→ **Brief**
Check each line of the material. Copy those containing "code".

→ **Material for the task**
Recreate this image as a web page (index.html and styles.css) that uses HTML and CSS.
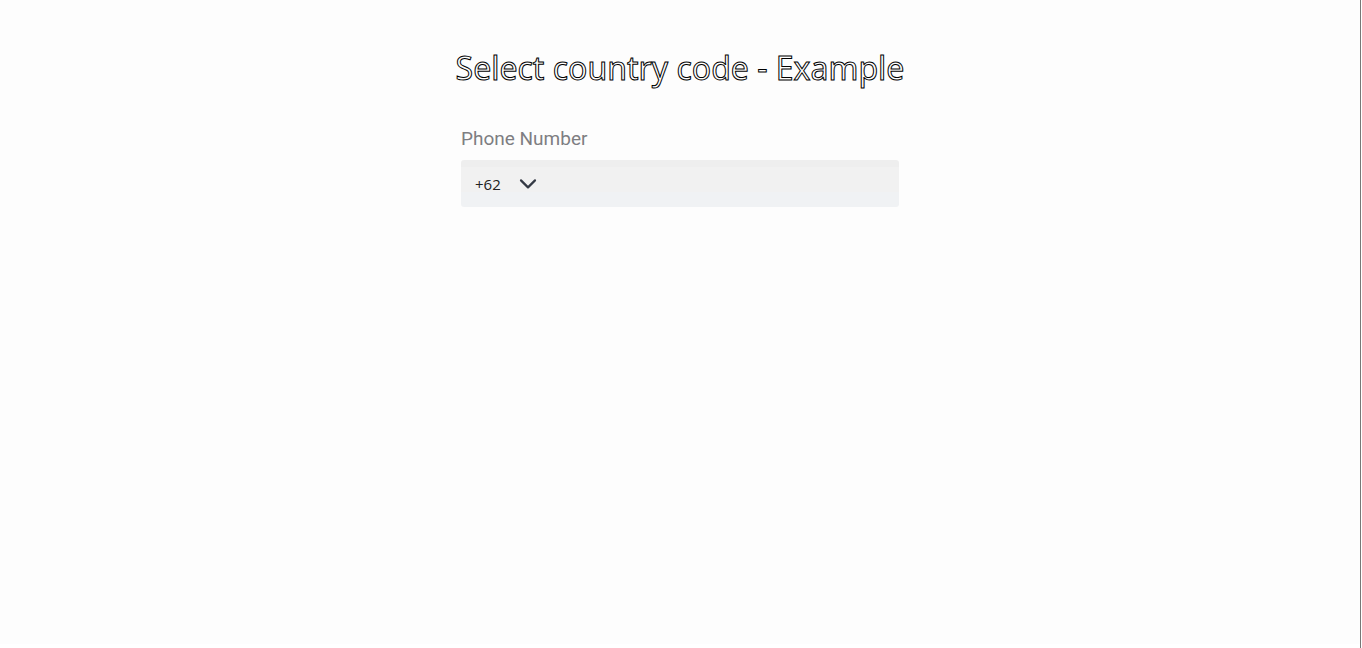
FILE: index.html
```html
<!DOCTYPE html>
<html lang="en">
<head>
<meta charset="utf-8">
<title>Select country code - Example</title>
<link rel="stylesheet" href="styles.css">
</head>
<body class="page">
<main class="content">
  <h1 class="title">Select country code - Example</h1>
  <form class="phone-form">
    <label class="phone-label" for="phone">Phone Number</label>
    <div class="phone-field">
      <div class="code-picker">
        <select class="code-select" aria-label="Country code">
          <option selected>+62</option>
        </select>
        <svg class="chevron" viewBox="0 0 18 12" aria-hidden="true"><path d="M2 2.4 9 9.4 16 2.4"/></svg>
      </div>
      <input class="phone-input" id="phone" type="tel">
    </div>
  </form>
</main>
</body>
</html>
```

FILE: styles.css
```css
* {
  box-sizing: border-box;
}

html {
  background: #fff;
}

.page {
  margin: 0 1px 0 0;
  min-height: 100vh;
  border-right: 1px solid #777;
  font-family: "Open Sans", "Noto Sans", sans-serif;
}

.content {
  display: flex;
  flex-direction: column;
  align-items: center;
  min-height: calc(100vh - 4px);
  padding: 44px 16px;
  background: #fdfdfd;
}

.title {
  margin: 0;
  color: #fff;
  font-family: "Noto Sans", sans-serif;
  font-size: 32px;
  font-weight: 400;
  line-height: 48px;
  -webkit-text-stroke: 1px #000;
}

.phone-form {
  width: 100%;
  max-width: 438px;
  margin-top: 34px;
}

.phone-label {
  display: block;
  margin-bottom: 8px;
  color: #7e7e82;
  font-family: Roboto, sans-serif;
  font-size: 19px;
  line-height: 26px;
}

.phone-field {
  display: flex;
  height: 47px;
  border-radius: 3px;
  background: linear-gradient(#eee 7px, #f1f1f1 7px, #f1f1f1 32px, #f0f2f4 32px);
}

.code-picker {
  display: flex;
  align-items: center;
  position: relative;
  width: 90px;
}

.code-select {
  width: 100%;
  height: 100%;
  padding: 0 0 0 14px;
  border: 0;
  appearance: none;
  background: transparent;
  color: #222;
  font: 15px "Open Sans", sans-serif;
}

.chevron {
  position: absolute;
  left: 58px;
  width: 18px;
  height: 12px;
  fill: none;
  stroke: #343a45;
  stroke-width: 2.2;
  stroke-linecap: round;
  stroke-linejoin: round;
  pointer-events: none;
}

.phone-input {
  flex: 1;
  min-width: 0;
  padding: 0 12px;
  border: 0;
  background: transparent;
  font: 16px "Open Sans", sans-serif;
}
```
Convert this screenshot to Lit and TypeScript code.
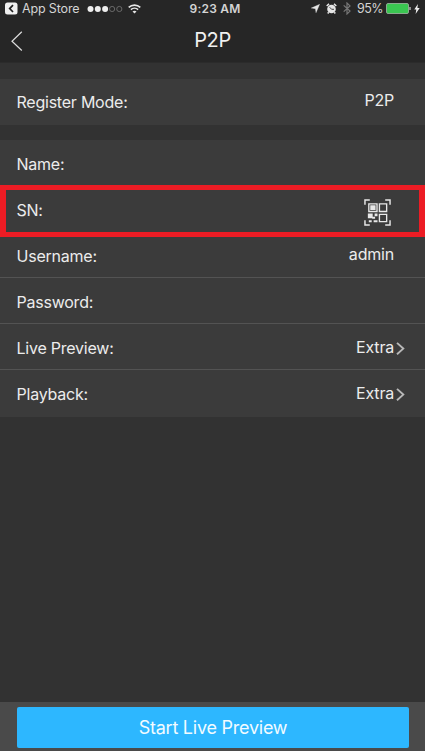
import { LitElement, html, css, svg, nothing } from "lit";
import { customElement, property } from "lit/decorators.js";

const base = css`
  :host {
    display: block;
    box-sizing: border-box;
    font-family: Inter, "Liberation Sans", sans-serif;
  }
  * { box-sizing: border-box; }
  svg { display: block; flex: none; }
`;

@customElement("status-bar")
class StatusBar extends LitElement {
  static styles = [base, css`
    .bar {
      display: grid;
      grid-template-columns: 1fr auto 1fr;
      align-items: center;
      height: 17px;
      padding: 0 5px;
      color: #d4d4d4;
      font-size: 12.5px;
      line-height: 17px;
      white-space: nowrap;
    }
    .side { display: flex; align-items: center; }
    .end { justify-content: flex-end; }
    .store { margin-left: 4px; letter-spacing: -0.15px; }
    .dots { margin-left: 8px; }
    .wifi { margin-left: 5px; }
    .time { font-weight: 600; font-size: 12px; letter-spacing: 0.2px; margin-left: 5px; }
    .pct { margin: 0 3px 0 6px; letter-spacing: -0.5px; }
    .alarm { margin-left: 6px; }
    .bt { margin-left: 6px; }
    .bolt { margin-left: 3px; }
  `];
  render() {
    return html`
      <div class="bar">
        <div class="side">
          <svg width="13" height="13" viewBox="0 0 13 13">
            <rect x="0" y="0.5" width="12.5" height="12" rx="2.5" fill="#f0f0f0" />
            <path d="M8 3.2 4.7 6.6 8 10" fill="none" stroke="#222" stroke-width="1.7" />
          </svg>
          <span class="store">App Store</span>
          <svg class="dots" width="36" height="8" viewBox="0 0 36 8">
            ${[0, 1, 2, 3, 4].map((i) => i < 3
              ? svg`<circle cx=${3.5 + i * 7.3} cy="4" r="3" fill="#eee" />`
              : svg`<circle cx=${3.5 + i * 7.2} cy="4" r="2.6" fill="none" stroke="#777" stroke-width="0.8" />`)}
          </svg>
          <svg class="wifi" width="13" height="10" viewBox="0 0 13 10" fill="none" stroke="#e6e6e6" stroke-width="1.6">
            <path d="M.7 3.4C4 .3 9 .3 12.3 3.4" />
            <path d="M2.9 5.7c2-1.9 5.2-1.9 7.2 0" />
            <path d="M4.5 7.4c1-1 3-1 4 0L6.5 9.6Z" fill="#e6e6e6" stroke="none" />
          </svg>
        </div>
        <span class="time">9:23 AM</span>
        <div class="side end">
          <svg width="9" height="9" viewBox="0 0 9 9"><path d="M8.7.2 5 8.8 4.4 4.7.2 4.1Z" fill="#e6e6e6" stroke="#e6e6e6" stroke-width=".3" /></svg>
          <svg class="alarm" width="11" height="11" viewBox="0 0 11 11">
            <circle cx="5.5" cy="6" r="4.3" fill="#e6e6e6" />
            <path d="M.7 3 3 .9M10.3 3 8 .9M2.7 9.2l-1 1.3M8.3 9.2l1 1.3" stroke="#e6e6e6" stroke-width="1.5" />
            <path d="M3.6 4.2 5.6 6.3H8" fill="none" stroke="#353535" stroke-width=".9" />
          </svg>
          <svg class="bt" width="8" height="13" viewBox="0 0 8 13">
            <path d="M.7 3.4 7 9.1 4 12V1L7 3.9.7 9.6" fill="none" stroke="#777" stroke-width="1.2" />
          </svg>
          <span class="pct">95%</span>
          <svg width="25" height="11" viewBox="0 0 25 11">
            <rect x=".5" y=".5" width="22" height="10" rx="1.5" fill="#3ac651" stroke="#a3b7a5" stroke-width=".8" />
            <path d="M24 4v3" stroke="#bbb" stroke-width="1.4" />
          </svg>
          <svg class="bolt" width="6" height="10" viewBox="0 0 6 10"><path d="M3.9 0 .3 5.6h2L1.6 10 5.7 4.1H3.4Z" fill="#eee" /></svg>
        </div>
      </div>`;
  }
}

@customElement("nav-header")
class NavHeader extends LitElement {
  static styles = [base, css`
    .nav {
      display: grid;
      grid-template-columns: 1fr auto 1fr;
      align-items: center;
      height: 46px;
      padding: 0 11px;
      color: #f0f0f0;
    }
    .back { margin-top: 2px; }
    .title { padding-bottom: 1px; font-size: 20px; line-height: 24px; letter-spacing: -0.4px; }
  `];
  render() {
    return html`
      <div class="nav">
        <svg class="back" width="12" height="20" viewBox="0 0 12 20"><path d="M10.8.8 1 10.3l9.8 9.2" fill="none" stroke="#ddd" stroke-width="1.2" /></svg>
        <span class="title">P2P</span>
      </div>`;
  }
}

@customElement("form-row")
class FormRow extends LitElement {
  @property() label = "";
  @property() value = "";
  @property() icon = "";
  static styles = [base, css`
    .row {
      display: flex;
      align-items: center;
      justify-content: space-between;
      height: 46px;
      padding: 0 20px 0 17px;
      background: #3b3b3b;
      color: #ececec;
      font-size: 16px;
      line-height: 20px;
      white-space: nowrap;
    }
    .label { letter-spacing: -0.23px; margin-left: -0.5px; }
    .end { display: flex; align-items: center; }
    .value { padding-bottom: 4px; letter-spacing: -0.2px; }
    .more { padding-bottom: 2px; }
    .slot { width: 11px; padding-left: 2px; }
    .scan { margin-right: 14px; margin-top: 5px; }
  `];
  render() {
    return html`
      <div class="row">
        <span class="label">${this.label}</span>
        <div class="end">
          ${this.value ? html`<span class="value ${this.icon}">${this.value}</span>` : nothing}
          ${this.icon === "scan" ? html`
            <svg class="scan" width="27" height="27" viewBox="0 0 28 28" fill="none" stroke="#e8e8e8">
              <path d="M1 6V1h5M22 1h5v5M27 22v5h-5M6 27H1v-5" stroke-width="1.5" />
              <path d="M5 5h8.5v8H5zM16 5h7.5v8H16zM16 16h7.5v7.5H16z" stroke-width="1.4" />
              <path d="M6.5 6.5H12v5H6.5zM4 15h5v5H4zM11 15h3v3h-3zM8.5 18.5h3v2h-3zM5 22h3v2H5zM10 22h4v2h-4z" fill="#e8e8e8" stroke="none" />
            </svg>` : html`
            <div class="slot">${this.icon === "more" ? html`
              <svg width="9" height="13" viewBox="0 0 9 13"><path d="M1 .9 7.3 6.6 1 12.3" fill="none" stroke="#b8b8b8" stroke-width="1.9" /></svg>` : nothing}
            </div>`}
        </div>
      </div>`;
  }
}

@customElement("app-root")
class AppRoot extends LitElement {
  static styles = [base, css`
    :host {
      display: flex;
      flex-direction: column;
      height: 751px;
      background: #323232;
      overflow: hidden;
    }
    .top { height: 63px; flex: none; background: #262626; border-bottom: 1px solid #2b2b2b; }
    .first { margin-top: 16px; }
    .group { margin-top: 15px; padding-top: 1px; background: #3b3b3b; }
    .line { position: relative; }
    .line::before {
      content: "";
      position: absolute;
      top: -2px;
      left: 0;
      right: 0;
      height: 1px;
      background: #535353;
    }
    .marked { position: relative; }
    .marked::after {
      content: "";
      position: absolute;
      inset: -2px 0 -4px;
      border: solid #ec1c24;
      border-width: 5px 6px;
      z-index: 1;
    }
    .foot {
      margin-top: auto;
      height: 49px;
      padding: 5px 16px 3px 17px;
      background: #4a4a4a;
    }
    .start {
      display: block;
      width: 100%;
      height: 41px;
      padding: 0;
      border: 0;
      border-radius: 2px;
      background: #2db7ff;
      color: #f2fbff;
      font: 18px/41px Inter, "Liberation Sans", sans-serif;
      letter-spacing: -0.24px;
    }
  `];
  render() {
    return html`
      <div class="top">
        <status-bar></status-bar>
        <nav-header></nav-header>
      </div>
      <form-row class="first" label="Register Mode:" value="P2P"></form-row>
      <div class="group">
        <form-row label="Name:"></form-row>
        <form-row class="marked" label="SN:" icon="scan"></form-row>
        <form-row label="Username:" value="admin"></form-row>
        <form-row class="line" label="Password:"></form-row>
        <form-row class="line" label="Live Preview:" value="Extra" icon="more"></form-row>
        <form-row class="line" label="Playback:" value="Extra" icon="more"></form-row>
      </div>
      <div class="foot"><button class="start">Start Live Preview</button></div>`;
  }
}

→ **Output**
<title>Select country code - Example</title>
  <h1 class="title">Select country code - Example</h1>
      <div class="code-picker">
        <select class="code-select" aria-label="Country code">
.code-picker {
.code-select {
Convert this screenshot to Lit and TypeScript code.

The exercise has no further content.